Eine Liste von Komposita von »-mutter« wird zum Ausgangspunkt für »Sieben Geschichten der sieben Mütter« (100ff.). Das Stichwort »Stiefmutter« löst eine Reflexion über die Fremdheit gegenüber sich selbst und die Distanz zwischen vorgeburtlichem und geborenem Ich aus, die »Gebärmutter« wird zum Modell, dem die Erzählerin ihr Schreibzimmer anzugleichen versucht. Mit »Doktormutter« assoziiert wird der Wunsch nach einer Gebärmutter mit zwei Ausgängen, deren je einer in die Welt der Toten und in dieser Sprache führt (102); weitere Reflexionen knüpfen sich an »Perlmutter«. »Muttermale«, »Muttererde« und »Mutterseelenallein« (101-104). Diese und andere Sprach- und Wortspiele sind Konkretisierungen einer Poetik, die beim Sprachlichen ansetzt, um verfestigte Bedeutungen zu verflüssigen, geläufige Codes aufzubrechen – und so die Welt zu verwandeln.

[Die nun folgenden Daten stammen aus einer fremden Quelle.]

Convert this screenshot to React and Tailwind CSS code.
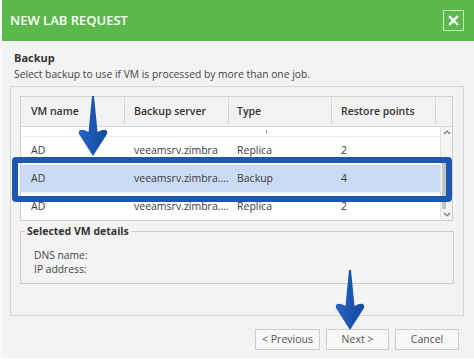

Ein ›wörterbuchförmiger‹ Text ist der Beitrag zu »Talisman« mit dem Titel »Sieben Geschichten der sieben Mütter«. Anschließend an eine Einleitung, in der die Ich-Erzählerin berichtet, in ihrem bisherigen Leben hätten »die Mütter eine große Rolle gespielt« (100), erläutert sie, nicht die leibliche Mutter sei damit gemeint, »sondern sieben andere Mütter«: »die Stiefmutter, die Gebärmutter, die Doktormutter, die Perlmutter, das Muttermal, die Muttererde und das Mutterseelenallein« (100.) Darauf folgen sieben Abschnitte, die unter den genannten Stichwörtern stehen und ausführen, was die entsprechenden Stichworte bzw. deren Denotate für die Erzählerin bedeuten. Charakteristisch für alle Artikel ist, daß sie vertrautes auf ungewöhnliche Weise behandeln und damit neue Perspektiven eröffnen, neue Ideen auslösen. Im Artikel »Stiefmutter« heißt es etwa, die bei Kindern häufige Spekulation, ihre Mutter sei vielleicht nicht ihre Mutter, sondern ihre Stiefmutter, habe einen wahren Kern. Denn man selbst sei nach der Geburt nicht mehr der- bzw. dieselbe, der/die man im Leib der Mutter war; vor dem Geborenwerden und nach dem Tod sei man jemand anders; jeder, der geboren werde, sei »eine Fälschung« (101). Das Lemma »Gebärmutter« handelt vom Versuch, das eigene Schreibzimmer so zu gestalten, »daß es einer Gebärmutter gleicht« (102): Dann sei das schreibende Ich einerseits in einer Gebärmutter, trage andererseits aber eine in sich, so daß sich die Unterscheidung von Außen und Innen relativiere und die Schreibende (das Ich) eine Art »Membrane zwischen der Außenmutter und der Innenmutter« sei (102).